Berkeley physicist speaks to students

Nick Fisher, Campus News Reporter

On Friday, December 8th, Kent School invited Dr. Schroeder, a physicist from the University Of California Berkeley, to give a lecture about the future of particle accelerators.

During the presentation, Schroeder spoke about the evolution of particle accelerators. Throughout history, particle accelerators have gotten bigger and bigger. The first particle accelerator, made in 1928, was small and burned little energy. In 1954, the Bevatron raised the bar, being over 100 times as effective. The largest particle accelerator currently is the Hadron Collider in France, which is 27 kilometer long ring of electromagnets underneath the city of Saint-Genis-Pouilly, right on the France-Switzerland border. And in 2035, there are plans to create an even bigger collider, spanning 100 kilometers. The problem, as mentioned by Schroeder, is the development of laser technology to match.

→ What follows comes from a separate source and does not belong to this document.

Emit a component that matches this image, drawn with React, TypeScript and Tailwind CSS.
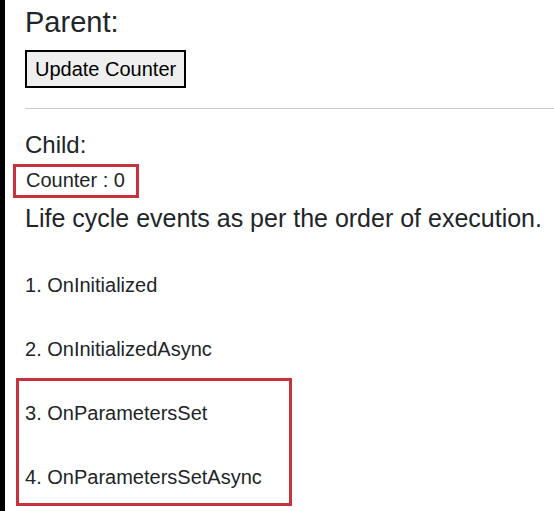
const events = ["OnInitialized", "OnInitializedAsync"];
const highlighted = ["OnParametersSet", "OnParametersSetAsync"];

export default function App() {
  return (
    <div className="flex h-[511px] w-full overflow-hidden bg-white font-['Liberation_Sans',Arial,sans-serif] text-[#212529]">
      <div className="w-[5px] shrink-0 bg-black" />
      <div className="flex min-w-0 flex-1 flex-col items-start pl-[20px]">
        <h3 className="mt-[4px] text-[29px] leading-[36px]">Parent:</h3>
        <button className="mt-[10px] border-2 border-black bg-[#efefef] px-[8px] text-[20px] leading-[34px] text-black">
          Update Counter
        </button>
        <hr className="mt-[20px] w-full border-0 border-t border-[#cccccc]" />

        <h5 className="mt-[21px] text-[24px] leading-[30px]">Child:</h5>
        <div className="ml-[-12px] mt-[4px] border-[3px] border-[#c8323c] pb-[2px] pl-[10px] pr-[11px] text-[20px] leading-[26px]">
          Counter : 0
        </div>
        <p className="mt-[4px] text-[25px] leading-[32px]">
          Life cycle events as per the order of execution.
        </p>

        <div className="mt-[36px] flex flex-col gap-[34px]">
          {events.map((e, i) => (
            <p key={e} className="text-[20px] leading-[30px]">
              {i + 1}. {e}
            </p>
          ))}
        </div>

        <div className="ml-[-9px] mt-[14px] flex w-[276px] flex-col gap-[34px] border-[3px] border-[#c8323c] pb-[11px] pl-[6px] pt-[17px]">
          {highlighted.map((e, i) => (
            <p key={e} className="text-[20px] leading-[30px]">
              {i + 3}. {e}
            </p>
          ))}
        </div>
      </div>
    </div>
  );
}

Schroeder is a world-class scientist and has been a pioneer in the field. He works in the “BELLA” Lab at Berkeley with a small group of 5 scientists and 5 students. This elite group of scientists works together with other scientists around the globe to pursue new breakthroughs in the field. Schroeder has weekly conference calls with his fellow scientists and goes on several trips around the world, including annual conferences in Switzerland and Oxford. He comments, “The best part of the work I do is the collaborative aspect.” With 150 papers published on intense laser-plasma interactions, Schroeder has already left his mark in the field.

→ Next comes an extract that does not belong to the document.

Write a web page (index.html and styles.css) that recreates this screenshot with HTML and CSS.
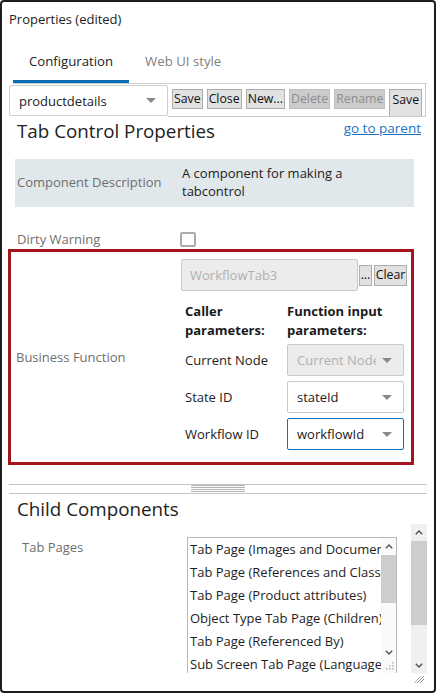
FILE: index.html
```html
<!DOCTYPE html>
<html>
<head>
<meta charset="utf-8">
<title>Properties</title>
<link rel="stylesheet" href="styles.css">
</head>
<body>
<div class="window">
  <div class="title">Properties (edited)</div>
  <div class="tabs">
    <div class="tab active">Configuration</div>
    <div class="tab">Web UI style</div>
  </div>
  <div class="toolbar">
    <div class="select main-select"><span class="sel-text">productdetails</span><span class="caret"></span></div>
    <div class="btnbar">
      <button class="btn">Save</button>
      <button class="btn">Close</button>
      <button class="btn">New...</button>
      <button class="btn" disabled>Delete</button>
      <button class="btn" disabled>Rename</button>
      <button class="btn btn-wrap">Save as</button>
    </div>
  </div>
  <div class="content">
    <div class="head-row">
      <h2 class="heading">Tab Control Properties</h2>
      <a class="link" href="#">go to parent</a>
    </div>
    <div class="desc-row">
      <div class="label">Component Description</div>
      <div class="desc-value">A component for making a tabcontrol</div>
    </div>
    <div class="dirty-row">
      <div class="label">Dirty Warning</div>
      <span class="checkbox"></span>
    </div>
    <div class="bf-box">
      <div class="label bf-label">Business Function</div>
      <div class="bf-main">
        <div class="bf-input-row">
          <div class="text-input">WorkflowTab3</div>
          <button class="btn btn-dots">...</button>
          <button class="btn btn-clear">Clear</button>
        </div>
        <div class="param-grid">
          <div class="param-head">Caller parameters:</div>
          <div class="param-head">Function input parameters:</div>
          <div class="param-label">Current Node</div>
          <div class="select param-select disabled"><span class="sel-text">Current Node</span><span class="caret"></span></div>
          <div class="param-label">State ID</div>
          <div class="select param-select"><span class="sel-text">stateId</span><span class="caret"></span></div>
          <div class="param-label">Workflow ID</div>
          <div class="select param-select focused"><span class="sel-text">workflowId</span><span class="caret"></span></div>
        </div>
      </div>
    </div>
  </div>
  <div class="splitter"><div class="grip"></div></div>
  <div class="child-head"><h2 class="heading">Child Components</h2></div>
  <div class="scrollpanel">
    <div class="panel-body">
      <div class="label tp-label">Tab Pages</div>
      <div class="listbox">
        <div class="list-items">
          <div class="item">Tab Page (Images and Documents)</div>
          <div class="item">Tab Page (References and Classifications)</div>
          <div class="item">Tab Page (Product attributes)</div>
          <div class="item">Object Type Tab Page (Children)</div>
          <div class="item">Tab Page (Referenced By)</div>
          <div class="item">Sub Screen Tab Page (Languages)</div>
        </div>
        <div class="mini-scroll">
          <div class="arrow mini-up"><svg width="8" height="5" viewBox="0 0 8 5"><polyline points="0.8,4.2 4,1 7.2,4.2" fill="none" stroke="#555" stroke-width="1.4"/></svg></div>
          <div class="thumb mini-thumb"></div>
          <div class="track-fill"></div>
          <div class="arrow mini-down"><svg width="8" height="5" viewBox="0 0 8 5"><polyline points="0.8,0.8 4,4 7.2,0.8" fill="none" stroke="#555" stroke-width="1.4"/></svg></div>
          <div class="mini-grip"><svg width="8" height="8" viewBox="0 0 8 8"><rect x="6" y="0" width="1.5" height="1.5" fill="#b5b5b5"/><rect x="3" y="3" width="1.5" height="1.5" fill="#b5b5b5"/><rect x="6" y="3" width="1.5" height="1.5" fill="#b5b5b5"/><rect x="0" y="6" width="1.5" height="1.5" fill="#b5b5b5"/><rect x="3" y="6" width="1.5" height="1.5" fill="#b5b5b5"/><rect x="6" y="6" width="1.5" height="1.5" fill="#b5b5b5"/></svg></div>
        </div>
      </div>
    </div>
    <div class="vscroll">
      <div class="arrow v-up"><svg width="8" height="5" viewBox="0 0 8 5"><polyline points="0.8,4.2 4,1 7.2,4.2" fill="none" stroke="#505050" stroke-width="1.4"/></svg></div>
      <div class="thumb v-thumb"></div>
      <div class="track-fill"></div>
      <div class="arrow v-down"><svg width="8" height="5" viewBox="0 0 8 5"><polyline points="0.8,0.8 4,4 7.2,0.8" fill="none" stroke="#505050" stroke-width="1.4"/></svg></div>
    </div>
  </div>
  <svg class="resize-grip" width="10" height="7" viewBox="0 0 10 7"><line x1="3" y1="7" x2="10" y2="0" stroke="#8a8a8a" stroke-width="1"/><line x1="6" y1="7" x2="10" y2="3" stroke="#8a8a8a" stroke-width="1"/><line x1="0" y1="7" x2="7" y2="0" stroke="#b0b0b0" stroke-width="1"/></svg>
</div>
</body>
</html>
```

FILE: styles.css
```css
* { box-sizing: border-box; }
html, body { margin: 0; padding: 0; background: #fff; }
body {
  font-family: "Open Sans", "Noto Sans", sans-serif;
  font-size: 13px;
  color: #222;
}
.window {
  width: 436px;
  height: 693px;
  border: 2px solid #1e1e1e;
  border-radius: 4px;
  position: relative;
  overflow: hidden;
  display: flex;
  flex-direction: column;
}
.title {
  padding: 8px 0 13px 7px;
  line-height: 18px;
  color: #222;
}
.tabs {
  display: flex;
  margin: 0 7px 0 11px;
  border-bottom: 1px solid #cfcfcf;
}
.tab {
  padding: 10px 16px 9px;
  line-height: 20px;
  font-size: 13.2px;
  color: #808080;
  border-bottom: 3px solid transparent;
}
.tab.active {
  color: #222;
  border-bottom-color: #0b6db5;
}
.toolbar {
  display: flex;
  align-items: flex-start;
}
.select {
  display: flex;
  align-items: center;
  justify-content: space-between;
  border: 1px solid #cfcfcf;
  border-radius: 2px;
  background: #fff;
  padding: 0 11px 0 9px;
  color: #222;
}
.sel-text {
  white-space: nowrap;
  overflow: hidden;
  flex: 1;
  min-width: 0;
}
.caret {
  width: 0;
  height: 0;
  border-left: 5px solid transparent;
  border-right: 5px solid transparent;
  border-top: 5px solid #8a8a8a;
  flex-shrink: 0;
  margin-left: 6px;
}
.main-select {
  margin: 1px 0 0 7px;
  width: 159px;
  height: 31px;
}
.btnbar {
  width: 258px;
  height: 33px;
  border-right: 1px solid #cccccc;
  border-bottom: 1px solid #cccccc;
  overflow: hidden;
  display: flex;
  gap: 4px;
  padding: 5px 0 0 4px;
  align-items: flex-start;
}
.btn {
  font-family: inherit;
  font-size: 12.3px;
  height: 20px;
  line-height: 18px;
  padding: 0 1px;
  border: 1px solid #adadad;
  background: #e1e1e1;
  color: #111;
  border-radius: 0;
  white-space: nowrap;
  flex-shrink: 0;
}
.btn:disabled {
  background: #cccccc;
  color: #8c8c8c;
  border-color: #bfbfbf;
}
.btn-wrap {
  height: auto;
  width: 33px;
  white-space: normal;
  line-height: 20px;
  padding: 0;
  text-align: center;
}
.content {
  padding: 0 20px 0 13px;
}
.head-row {
  display: flex;
  justify-content: space-between;
  align-items: flex-start;
  margin-top: 2px;
  margin-right: -7px;
}
.heading {
  margin: 0;
  font-size: 18.8px;
  font-weight: normal;
  line-height: 24px;
  padding-left: 2px;
  color: #222;
}
.link {
  font-size: 13.5px;
  line-height: 20px;
  color: #1a73c2;
  text-decoration: underline;
  margin-top: -1px;
}
.desc-row {
  margin-top: 16px;
  background: #e1e8eb;
  display: grid;
  grid-template-columns: 167px 1fr;
  align-items: center;
  padding: 5px 0 7px;
}
.label {
  color: #6f6f6f;
  padding-left: 2px;
  line-height: 18px;
}
.desc-value {
  line-height: 18px;
  width: 200px;
  color: #222;
}
.dirty-row {
  margin-top: 23px;
  display: grid;
  grid-template-columns: 165px 1fr;
  align-items: center;
  height: 18px;
}
.checkbox {
  display: block;
  width: 16px;
  height: 15px;
  border: 2px solid #ababab;
  border-radius: 2px;
}
.bf-box {
  margin: 1px 0 0 -7px;
  border: 3px solid #a3141d;
  display: flex;
}
.bf-label {
  width: 170px;
  flex-shrink: 0;
  padding-left: 5px;
  align-self: center;
}
.bf-main {
  flex: 1;
  padding: 7px 0 12px 0;
}
.bf-input-row {
  display: flex;
  align-items: center;
}
.text-input {
  width: 177px;
  height: 32px;
  border: 1px solid #c8c8c8;
  background: #ececec;
  color: #b0b0b0;
  border-radius: 2px;
  padding-left: 8px;
  display: flex;
  align-items: center;
}
.btn-dots {
  margin-left: 1px;
  width: 13px;
  height: 21px;
  padding: 0;
  text-align: center;
}
.btn-clear {
  margin-left: 2px;
  height: 21px;
  width: 33px;
  padding: 0;
  text-align: center;
}
.param-grid {
  display: grid;
  grid-template-columns: 102px 117px;
  row-gap: 5px;
  padding-left: 4px;
  margin-top: 11px;
  align-items: center;
}
.param-head {
  font-weight: bold;
  line-height: 19px;
  color: #1a1a1a;
  margin-bottom: -1px;
}
.param-label {
  line-height: 18px;
  color: #222;
}
.param-select {
  height: 32px;
  width: 117px;
  border-color: #c8c8c8;
}
.param-select.disabled {
  background: #ececec;
  color: #b0b0b0;
}
.param-select.focused {
  border-color: #1170c0;
}
.splitter {
  margin: 19px 7px 0 7px;
  height: 10px;
  border-top: 1px solid #c4c4c4;
  border-bottom: 1px solid #c4c4c4;
}
.grip {
  width: 54px;
  height: 7px;
  margin: 0 auto;
  background: repeating-linear-gradient(to bottom, #b4b4b4 0, #b4b4b4 1px, transparent 1px, transparent 2px);
}
.child-head {
  margin: 3px 0 0 13px;
}
.scrollpanel {
  margin-top: 3px;
  margin-right: 7px;
  height: 149px;
  display: flex;
}
.panel-body {
  flex: 1;
  overflow: hidden;
  display: flex;
  align-items: flex-start;
  padding-top: 13px;
}
.tp-label {
  width: 185px;
  flex-shrink: 0;
  padding-left: 20px;
  margin-top: 1px;
}
.listbox {
  width: 210px;
  height: 137px;
  flex-shrink: 0;
  border: 1px solid #b8b8b8;
  display: flex;
}
.list-items {
  flex: 1;
  min-width: 0;
  overflow: hidden;
  padding-left: 2px;
}
.item {
  line-height: 23px;
  white-space: nowrap;
  color: #1e1e1e;
}
.mini-scroll {
  width: 15px;
  flex-shrink: 0;
  display: flex;
  flex-direction: column;
  background: #fafafa;
}
.arrow {
  display: flex;
  align-items: center;
  justify-content: center;
}
.mini-up { height: 16px; }
.thumb { background: #cdcdcd; }
.mini-thumb { height: 48px; margin-top: 1px; }
.track-fill { flex: 1; }
.mini-down { height: 14px; }
.mini-grip {
  height: 14px;
  display: flex;
  align-items: flex-end;
  justify-content: flex-end;
  padding: 0 2px 3px 0;
}
.vscroll {
  width: 16px;
  flex-shrink: 0;
  display: flex;
  flex-direction: column;
  background: #f0f0f0;
}
.v-up { height: 17px; }
.v-thumb { height: 84px; }
.v-down { height: 16px; }
.resize-grip {
  position: absolute;
  right: 10px;
  bottom: 8px;
}
```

Schroeder is fortunate to be in a line of work that he loves. “It’s incredibly interesting work, you spend your days solving puzzles and mysteries,” says Schroeder, “I don’t know anything else I would want to be doing right now besides this.”

To all aspiring scientists at Kent, he recommends attending a strong research university to pursue his or her passion and that “It is an incredibly interesting time to go into physics.”